The factors that played a major role in this quarter's data will likely fade a little by the end of the third quarter. The four that have been credited with the Q2 growth include the export levels mentioned earlier, strong consumer spending, increased business investment and additional government spending. The consumer will be a factor through the rest of the year and how much will be indicated by what happens with the start of the back to school sales and pre-holiday activity. Business investment was closely tied to the tax break. This is now quite a few months in the past. Government spending has been the wild card—far more than had been predicted.

A Couple of Warning Signs
There is no silver lining without the accompanying dark cloud and there are factors that come into play with this kind of new data. The most important is that it provides more justification for the Federal Reserve to keep hiking rates. It is obvious that the rate hikes thus far have not dampened enthusiasm, so there is no reason to expect a reversal now. The other caveat that comes from the data is that consumer sentiment sagged a little from its 14-year high. There was also evidence that consumers are saving less and accessing the credit cards more heavily.

Analysis: Consumer attitude is notoriously fickle and few pay attention to month-to-month changes. The long-term trend has been very clear and seems strong—even now. The bigger issue is the advance of inflation. All the signs are pointing that way. Thus far, it looks to be a manageable version of the malady and the Fed has been proactive. The consensus view is that inflation provokes the Fed to usher in a short recession in 2019 or 2020.

Symbols
I have never been that enamored of symbols. Not that I don't appreciate their value, but I am not as committed as some. There are those that wear the banner of their favorite sports team as a statement of who and what they stand for. I have seen actual riots break out over who is wearing what in a given situation. Then, there are the symbols of national identity and those of historical significance. This has been a year of intense debate and even conflict over such symbols as the American flag and statues commemorating wars long past. All year long, there have been fights over the flag and other national symbols. There have been large numbers of statues torn from their previous perches as it has been deemed inappropriate to honor those who led the rebellion against the U.S. in the Civil War.
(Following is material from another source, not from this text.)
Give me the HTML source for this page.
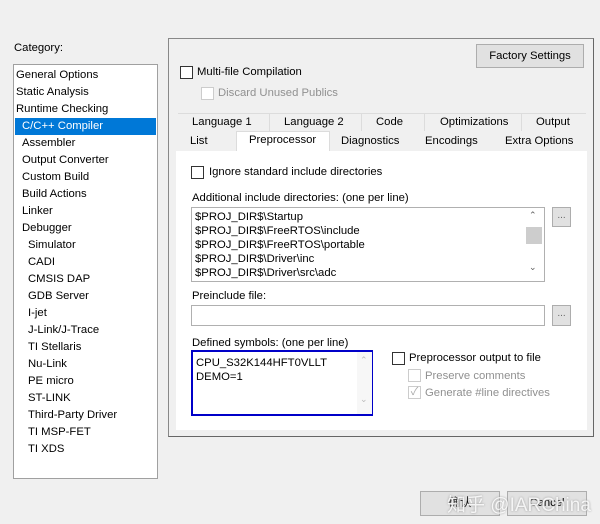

Are these symbols worth these levels of animosity? I do not understand that level of substitution. I salute the flag and stand for the anthem and fly it on appropriate holidays, but it remains a symbol for me. The "for which it stands" is far more important to me. I would rather defend our rights of speech, press and assembly than the cloth itself. I understand the frustration of looking at statues of people who would enslave me and who killed people from their own nation, but doesn't tearing apart that symbolism reduce the opportunity to have a real conversation about what that person did or didn't do. I see these statues as an opportunity to ask about the issue and emotion behind that edifice.